V. Determination of Damages
Ingram contends that the trial court erred in its instructions regarding the value of the sand removed and in permitting plaintiffs to present evidence of the value of sand at Ingram’s three sales and storage yards located at Lake City, Kentucky, Clarksville, Tennessee, and Nashville, Tennessee. Ingram’s position is that under Kentucky law the proper standard for determining damages should have been the value of the sand at the place where it was dredged on the Ohio River. Ingram also contends that the admission of evidence of the price of sand at its three yards was error because prejudicial.
The trial court gave the following instruction:
*373(2) If you do not believe from the evidence that Defendant’s dredging and removal of sand from the Plaintiffs’ islands was innocent, you will award the Plaintiffs an amount of money equal to the value of the sand removed from the Plaintiffs’ islands, that is, you will award the Plaintiffs an amount of money equal to the gross profits the Defendants [sic] realized from the sale of sand removed from Plaintiff’s [sic] islands.
Because Ingram did not object to this instruction, it cannot be assigned as error on appeal.

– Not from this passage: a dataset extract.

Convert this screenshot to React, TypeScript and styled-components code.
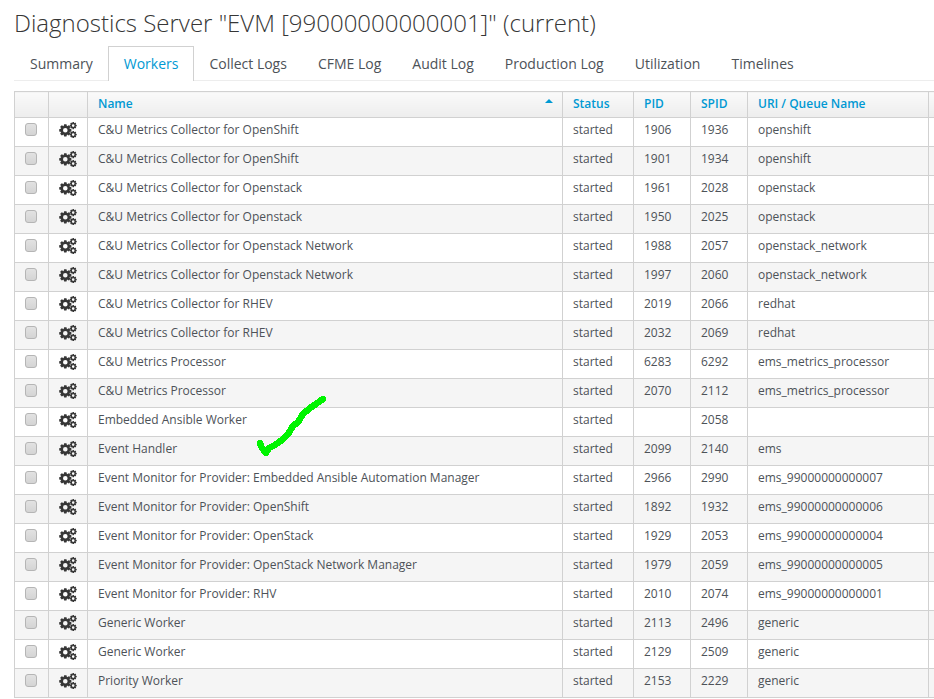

Fed.R.Civ.P. 51. However, the fact is that the instruction properly states the rule adopted in Kentucky. Lebow v. Cameron, supra, 394 S.W.2d at 777 (damages based on gross profit); Swiss Oil Corp. v. Hupp, supra, 253 Ky. at 569-70, 69 S.W.2d at 1044 (value of mineral taken established by sale price); Delta Drilling Co. v. Arnett, supra, 186 F.2d at 486 (damages based on gross receipts). See generally Annot., 1 A.L.R.3d 801 (1965) (collecting cases on measure of damages for wrongful removal of sand).

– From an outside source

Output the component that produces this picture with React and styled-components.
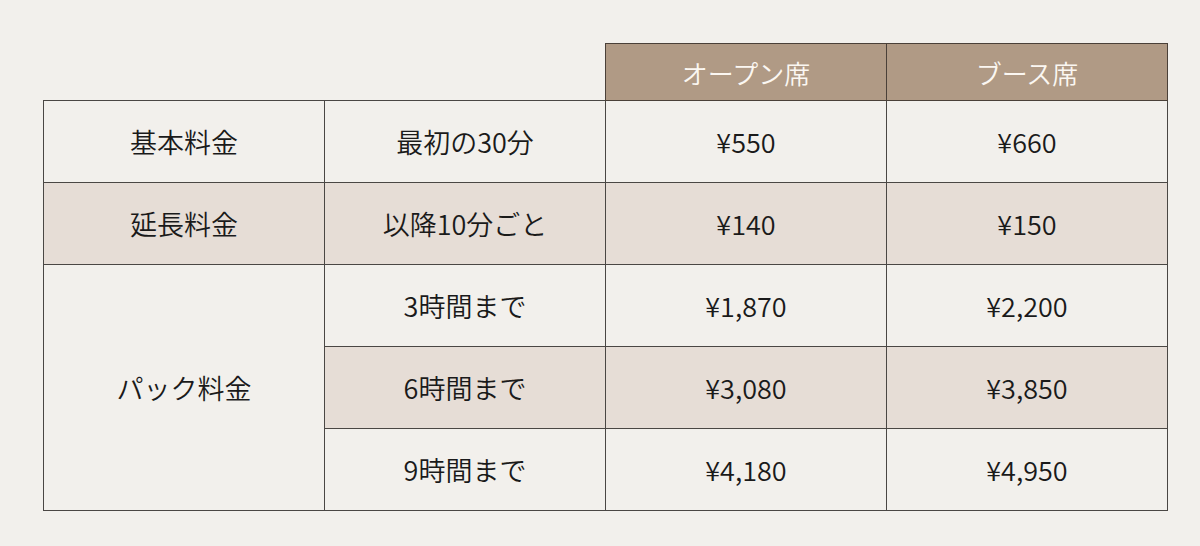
import React from "react";
import styled, { createGlobalStyle } from "styled-components";

const GlobalStyle = createGlobalStyle`
  html, body {
    margin: 0;
    padding: 0;
    background: #f2f0ec;
  }
  body {
    font-family: "Noto Sans CJK JP", "Noto Sans", sans-serif;
    color: #1a1a1a;
  }
`;

const Page = styled.div`
  width: 1200px;
  height: 546px;
  padding: 43px 0 0 43px;
  box-sizing: border-box;
`;

const Table = styled.table`
  border-collapse: collapse;
  table-layout: fixed;
  width: 1124px;
`;

const Col = styled.col`
  width: 281px;
`;

const HeadRow = styled.tr`
  height: 57px;
`;

const Row = styled.tr`
  height: 82px;
  background: ${(p) => (p.$shaded ? "#e6ddd6" : "#f2f0ec")};
`;

const Blank = styled.th`
  border: none;
  background: transparent;
`;

const HeadCell = styled.th`
  background: #b09a85;
  color: #fbf7f2;
  font-weight: 350;
  font-size: 26px;
  border: 1px solid #4a4038;
  padding: 0;
  text-align: center;
  vertical-align: middle;
`;

const Cell = styled.td`
  border: 1px solid #4a4744;
  font-size: 27px;
  font-weight: 350;
  text-align: center;
  vertical-align: middle;
  padding: 0;
  background: ${(p) => (p.$plain ? "#f2f0ec" : "inherit")};
`;

const rows = [
  { label: "基本料金", unit: "最初の30分", open: "¥550", booth: "¥660" },
  { label: "延長料金", unit: "以降10分ごと", open: "¥140", booth: "¥150", shaded: true },
];

const packs = [
  { unit: "3時間まで", open: "¥1,870", booth: "¥2,200" },
  { unit: "6時間まで", open: "¥3,080", booth: "¥3,850", shaded: true },
  { unit: "9時間まで", open: "¥4,180", booth: "¥4,950" },
];

export default function App() {
  return (
    <>
      <GlobalStyle />
      <Page>
        <Table>
          <colgroup>
            <Col />
            <Col />
            <Col />
            <Col />
          </colgroup>
          <thead>
            <HeadRow>
              <Blank />
              <Blank />
              <HeadCell>オープン席</HeadCell>
              <HeadCell>ブース席</HeadCell>
            </HeadRow>
          </thead>
          <tbody>
            {rows.map((r) => (
              <Row key={r.label} $shaded={r.shaded}>
                <Cell>{r.label}</Cell>
                <Cell>{r.unit}</Cell>
                <Cell>{r.open}</Cell>
                <Cell>{r.booth}</Cell>
              </Row>
            ))}
            {packs.map((p, i) => (
              <Row key={p.unit} $shaded={p.shaded}>
                {i === 0 && (
                  <Cell rowSpan={3} $plain>
                    パック料金
                  </Cell>
                )}
                <Cell>{p.unit}</Cell>
                <Cell>{p.open}</Cell>
                <Cell>{p.booth}</Cell>
              </Row>
            ))}
          </tbody>
        </Table>
      </Page>
    </>
  );
}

Ingram’s contention that the court erred in permitting the introduction of evidence of the price of sand sold at its three yards is similarly meritless. Evidence was produced that sand taken from the islands was sold at each of the yards. Accordingly, evidence of the sale price of sand at those yards was relevant to the determination of Ingram’s gross receipts for the sale of the sand. See Hughett v. Caldwell County, supra, 313 Ky. at 92, 230 S.W.2d at 95 (receipts are best evidence of value).

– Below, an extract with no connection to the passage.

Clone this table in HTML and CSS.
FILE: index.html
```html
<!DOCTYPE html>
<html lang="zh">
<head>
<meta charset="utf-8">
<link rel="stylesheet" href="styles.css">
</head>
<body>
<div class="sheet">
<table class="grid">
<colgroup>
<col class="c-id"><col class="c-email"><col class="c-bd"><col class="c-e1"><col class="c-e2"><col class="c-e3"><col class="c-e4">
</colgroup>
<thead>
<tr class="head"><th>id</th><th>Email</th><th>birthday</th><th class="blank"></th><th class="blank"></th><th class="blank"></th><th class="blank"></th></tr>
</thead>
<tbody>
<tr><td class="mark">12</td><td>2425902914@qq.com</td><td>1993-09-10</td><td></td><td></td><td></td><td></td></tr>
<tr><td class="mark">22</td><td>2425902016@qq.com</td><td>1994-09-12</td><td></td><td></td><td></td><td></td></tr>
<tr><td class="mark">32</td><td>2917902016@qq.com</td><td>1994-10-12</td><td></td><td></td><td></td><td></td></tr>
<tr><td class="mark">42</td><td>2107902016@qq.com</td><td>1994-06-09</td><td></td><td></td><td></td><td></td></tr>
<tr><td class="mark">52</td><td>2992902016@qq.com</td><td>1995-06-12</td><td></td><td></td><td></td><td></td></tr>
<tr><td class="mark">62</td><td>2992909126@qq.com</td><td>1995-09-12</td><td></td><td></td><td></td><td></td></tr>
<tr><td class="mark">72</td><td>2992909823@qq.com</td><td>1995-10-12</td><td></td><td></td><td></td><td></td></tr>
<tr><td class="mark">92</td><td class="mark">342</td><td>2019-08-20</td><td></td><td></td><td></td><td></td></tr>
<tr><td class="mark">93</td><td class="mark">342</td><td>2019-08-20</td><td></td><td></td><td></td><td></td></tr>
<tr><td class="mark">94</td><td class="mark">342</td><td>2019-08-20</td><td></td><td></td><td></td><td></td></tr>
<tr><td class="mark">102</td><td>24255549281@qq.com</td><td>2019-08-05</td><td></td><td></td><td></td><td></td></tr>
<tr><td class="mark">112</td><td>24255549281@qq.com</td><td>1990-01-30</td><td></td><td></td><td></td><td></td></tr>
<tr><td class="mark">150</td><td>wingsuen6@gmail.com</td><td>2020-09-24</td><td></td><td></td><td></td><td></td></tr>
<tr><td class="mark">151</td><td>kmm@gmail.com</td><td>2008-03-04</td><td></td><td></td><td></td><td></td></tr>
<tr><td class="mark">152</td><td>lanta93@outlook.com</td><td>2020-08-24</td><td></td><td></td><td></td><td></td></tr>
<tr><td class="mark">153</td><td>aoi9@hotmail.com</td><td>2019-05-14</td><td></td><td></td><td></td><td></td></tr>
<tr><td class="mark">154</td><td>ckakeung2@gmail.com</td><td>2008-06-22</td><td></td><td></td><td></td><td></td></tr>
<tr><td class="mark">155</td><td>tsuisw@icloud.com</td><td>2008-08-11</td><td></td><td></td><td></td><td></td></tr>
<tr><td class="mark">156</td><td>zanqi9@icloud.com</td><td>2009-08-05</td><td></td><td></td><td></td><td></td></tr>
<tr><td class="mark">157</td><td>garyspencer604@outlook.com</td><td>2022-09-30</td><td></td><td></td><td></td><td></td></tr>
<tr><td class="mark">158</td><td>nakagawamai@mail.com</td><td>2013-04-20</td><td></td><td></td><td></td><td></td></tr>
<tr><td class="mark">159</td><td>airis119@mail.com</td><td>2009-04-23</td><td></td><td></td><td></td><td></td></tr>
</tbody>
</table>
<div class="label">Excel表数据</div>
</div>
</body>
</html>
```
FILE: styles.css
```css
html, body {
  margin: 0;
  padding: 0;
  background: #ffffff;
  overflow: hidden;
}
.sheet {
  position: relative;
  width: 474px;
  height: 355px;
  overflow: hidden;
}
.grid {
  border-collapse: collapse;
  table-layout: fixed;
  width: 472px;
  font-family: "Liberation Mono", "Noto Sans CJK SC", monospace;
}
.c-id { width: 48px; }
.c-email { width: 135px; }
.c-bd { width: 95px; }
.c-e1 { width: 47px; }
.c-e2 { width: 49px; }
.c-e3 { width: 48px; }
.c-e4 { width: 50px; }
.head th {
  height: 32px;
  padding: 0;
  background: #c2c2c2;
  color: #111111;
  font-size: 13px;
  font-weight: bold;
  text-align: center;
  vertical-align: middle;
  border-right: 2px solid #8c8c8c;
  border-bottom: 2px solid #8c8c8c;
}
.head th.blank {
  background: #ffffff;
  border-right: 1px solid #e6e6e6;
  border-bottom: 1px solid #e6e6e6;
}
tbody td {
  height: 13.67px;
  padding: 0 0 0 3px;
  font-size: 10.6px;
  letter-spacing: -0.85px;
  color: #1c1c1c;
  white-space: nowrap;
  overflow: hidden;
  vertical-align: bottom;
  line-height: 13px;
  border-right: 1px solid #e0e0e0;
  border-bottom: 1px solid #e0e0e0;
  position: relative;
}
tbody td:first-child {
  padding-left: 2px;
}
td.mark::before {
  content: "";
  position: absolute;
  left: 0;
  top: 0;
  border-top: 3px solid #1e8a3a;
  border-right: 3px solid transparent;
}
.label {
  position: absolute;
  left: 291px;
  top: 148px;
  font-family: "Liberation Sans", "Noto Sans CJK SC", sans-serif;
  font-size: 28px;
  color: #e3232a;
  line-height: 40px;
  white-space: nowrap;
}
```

As a final point, Ingram contends that the award is excessive and unconscionable. This is not a case where the verdict is unsupported by evidence and the jury was motivated by passion, prejudice or improper considerations. Accordingly, we decline to disturb the judgment on this ground. Commonwealth v. Friend, 500 S.W.2d 405 (Ky. 1973).
VI. Conclusion
In sum, we find that none of the errors assigned by Ingram on appeal warrant reversal of the judgment of the district court. The judgment of the district court is affirmed.